With that, I want to close on a high. David Hajdu, the author Love for Sale (good book, btw), passed on a great anecdote about the interplay between music and life. “Cool Jerk” was his jam as a kid, all the way down to nicking his (much) older sister’s 45 out of her room (because, as a fan, he deserved the better copy), and slum-recording the song onto his “cruisin’ jams” mixtape. Real soundtrack-of-your-life stuff, basically, or, in Hajdu’s words:

“Without aggrandizing my teen years, which were eventful only by the standards of a teenager, I can say that ‘Cool Jerk’ was part of the soundtrack of multiple occasions memorable to my high-school friends and me. How could I capture the place that the song held in our lives?”

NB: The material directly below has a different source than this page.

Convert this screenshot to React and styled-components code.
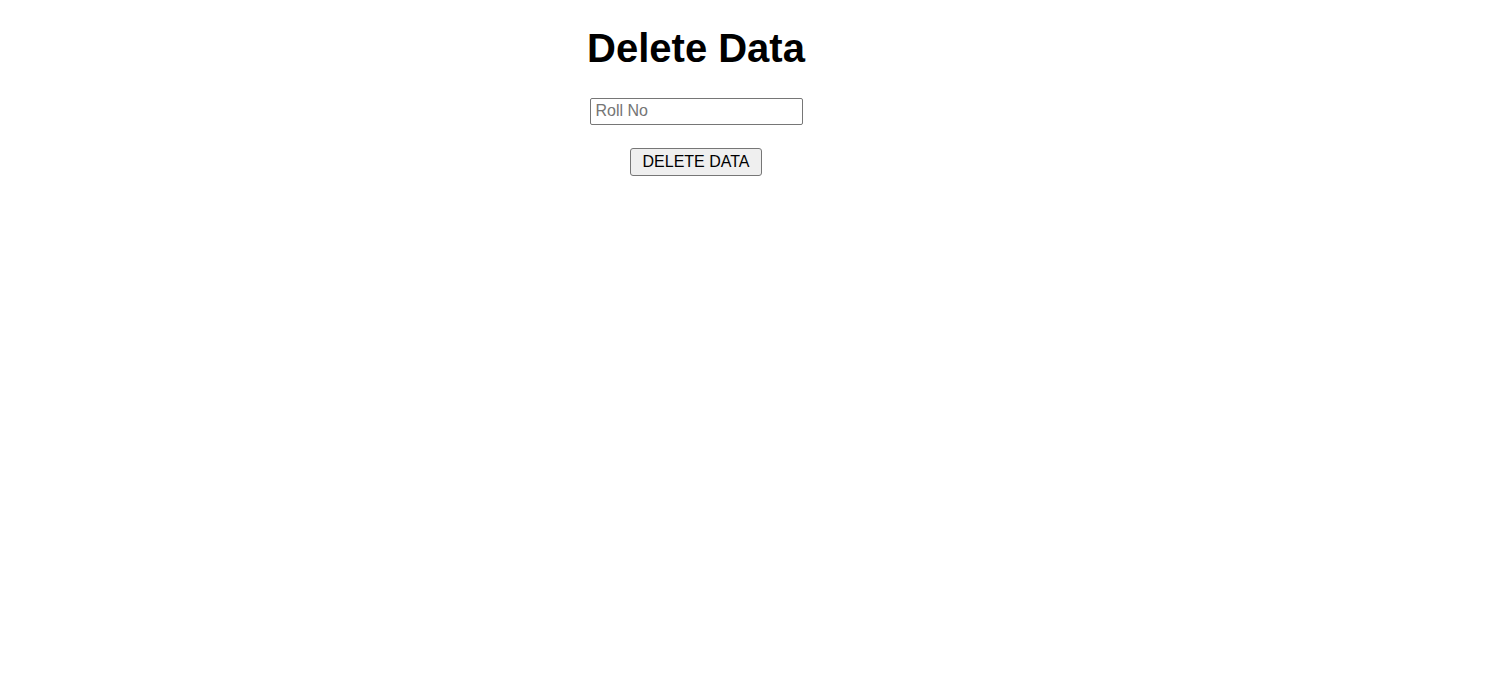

I have…dozens of songs (scores?) that play that exact same role in my life, but that doesn't mean I'd vouch for the raw quality of half of ‘em (and that misses how music works in a lot of ways). The Capitols had their time, did their thing. It’s a shame they’re sort of vanishing from the historical record (not even the Go-Gos cover saved them!). And, on that level, I’m glad I caught ‘em.

About the Sampler
Because there’s neither a lot to get excited about, or some inspired second act (e.g., Brenda & Herb), I didn’t create a sampler for The Capitols. I’ll throw out a link to Cool Jerk: The Best of The Capitols on twitter/Spotify. For everyone else, I think I gave a fair enough sampling of them in the above.

Source(s)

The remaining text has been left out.